→ **YOUR TASK**: Reproduce the material word for word; the images stay out.

>>>

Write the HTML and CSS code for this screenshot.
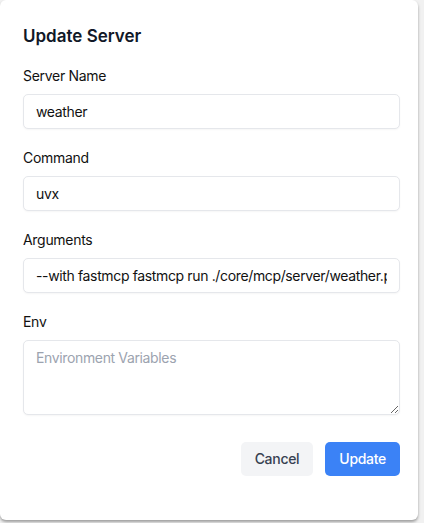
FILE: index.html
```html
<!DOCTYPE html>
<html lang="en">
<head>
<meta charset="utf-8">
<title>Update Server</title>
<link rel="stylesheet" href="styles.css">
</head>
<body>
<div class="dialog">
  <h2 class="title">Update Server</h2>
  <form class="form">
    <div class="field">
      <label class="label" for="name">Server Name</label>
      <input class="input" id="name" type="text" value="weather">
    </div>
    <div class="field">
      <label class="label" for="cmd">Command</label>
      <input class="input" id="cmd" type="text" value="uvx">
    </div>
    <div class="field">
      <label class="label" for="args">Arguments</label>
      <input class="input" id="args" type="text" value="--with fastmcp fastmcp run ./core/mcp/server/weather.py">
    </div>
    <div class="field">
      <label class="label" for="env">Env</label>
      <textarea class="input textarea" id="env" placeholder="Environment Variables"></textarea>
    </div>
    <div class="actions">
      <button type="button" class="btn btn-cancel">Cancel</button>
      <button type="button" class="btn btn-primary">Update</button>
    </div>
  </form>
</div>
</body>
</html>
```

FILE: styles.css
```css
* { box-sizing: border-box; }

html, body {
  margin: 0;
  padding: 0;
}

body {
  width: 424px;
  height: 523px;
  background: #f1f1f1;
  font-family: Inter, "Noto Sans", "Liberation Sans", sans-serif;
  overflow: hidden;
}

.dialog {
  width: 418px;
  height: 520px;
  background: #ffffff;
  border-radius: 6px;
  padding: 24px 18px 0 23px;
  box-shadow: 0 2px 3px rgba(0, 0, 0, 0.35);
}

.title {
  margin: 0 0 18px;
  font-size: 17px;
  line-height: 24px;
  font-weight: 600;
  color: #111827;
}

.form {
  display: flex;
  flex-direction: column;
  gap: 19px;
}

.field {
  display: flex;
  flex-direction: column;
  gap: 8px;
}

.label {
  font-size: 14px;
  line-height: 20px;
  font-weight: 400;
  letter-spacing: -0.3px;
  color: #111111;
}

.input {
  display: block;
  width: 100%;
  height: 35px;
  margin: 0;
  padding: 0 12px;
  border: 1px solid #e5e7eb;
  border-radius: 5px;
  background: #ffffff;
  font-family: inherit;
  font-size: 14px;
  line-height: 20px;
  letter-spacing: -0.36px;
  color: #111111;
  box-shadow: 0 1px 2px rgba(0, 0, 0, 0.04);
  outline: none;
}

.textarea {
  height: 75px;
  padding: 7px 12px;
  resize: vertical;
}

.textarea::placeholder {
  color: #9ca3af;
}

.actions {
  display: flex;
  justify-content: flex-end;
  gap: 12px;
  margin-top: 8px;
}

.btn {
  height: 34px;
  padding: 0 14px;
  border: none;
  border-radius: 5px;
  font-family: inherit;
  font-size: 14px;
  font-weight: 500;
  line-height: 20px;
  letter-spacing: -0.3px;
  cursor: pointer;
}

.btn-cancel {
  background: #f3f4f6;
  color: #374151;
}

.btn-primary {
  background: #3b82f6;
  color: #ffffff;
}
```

<<<

→ **EXERCISE SOLUTION**:
Write the HTML and CSS code for this screenshot.
FILE: index.html
```html
<!DOCTYPE html>
<html lang="en">
<head>
<meta charset="utf-8">
<title>Update Server</title>
<link rel="stylesheet" href="styles.css">
</head>
<body>
<div class="dialog">
  <h2 class="title">Update Server</h2>
  <form class="form">
    <div class="field">
      <label class="label" for="name">Server Name</label>
      <input class="input" id="name" type="text" value="weather">
    </div>
    <div class="field">
      <label class="label" for="cmd">Command</label>
      <input class="input" id="cmd" type="text" value="uvx">
    </div>
    <div class="field">
      <label class="label" for="args">Arguments</label>
      <input class="input" id="args" type="text" value="--with fastmcp fastmcp run ./core/mcp/server/weather.py">
    </div>
    <div class="field">
      <label class="label" for="env">Env</label>
      <textarea class="input textarea" id="env" placeholder="Environment Variables"></textarea>
    </div>
    <div class="actions">
      <button type="button" class="btn btn-cancel">Cancel</button>
      <button type="button" class="btn btn-primary">Update</button>
    </div>
  </form>
</div>
</body>
</html>
```

FILE: styles.css
```css
* { box-sizing: border-box; }

html, body {
  margin: 0;
  padding: 0;
}

body {
  width: 424px;
  height: 523px;
  background: #f1f1f1;
  font-family: Inter, "Noto Sans", "Liberation Sans", sans-serif;
  overflow: hidden;
}

.dialog {
  width: 418px;
  height: 520px;
  background: #ffffff;
  border-radius: 6px;
  padding: 24px 18px 0 23px;
  box-shadow: 0 2px 3px rgba(0, 0, 0, 0.35);
}

.title {
  margin: 0 0 18px;
  font-size: 17px;
  line-height: 24px;
  font-weight: 600;
  color: #111827;
}

.form {
  display: flex;
  flex-direction: column;
  gap: 19px;
}

.field {
  display: flex;
  flex-direction: column;
  gap: 8px;
}

.label {
  font-size: 14px;
  line-height: 20px;
  font-weight: 400;
  letter-spacing: -0.3px;
  color: #111111;
}

.input {
  display: block;
  width: 100%;
  height: 35px;
  margin: 0;
  padding: 0 12px;
  border: 1px solid #e5e7eb;
  border-radius: 5px;
  background: #ffffff;
  font-family: inherit;
  font-size: 14px;
  line-height: 20px;
  letter-spacing: -0.36px;
  color: #111111;
  box-shadow: 0 1px 2px rgba(0, 0, 0, 0.04);
  outline: none;
}

.textarea {
  height: 75px;
  padding: 7px 12px;
  resize: vertical;
}

.textarea::placeholder {
  color: #9ca3af;
}

.actions {
  display: flex;
  justify-content: flex-end;
  gap: 12px;
  margin-top: 8px;
}

.btn {
  height: 34px;
  padding: 0 14px;
  border: none;
  border-radius: 5px;
  font-family: inherit;
  font-size: 14px;
  font-weight: 500;
  line-height: 20px;
  letter-spacing: -0.3px;
  cursor: pointer;
}

.btn-cancel {
  background: #f3f4f6;
  color: #374151;
}

.btn-primary {
  background: #3b82f6;
  color: #ffffff;
}
```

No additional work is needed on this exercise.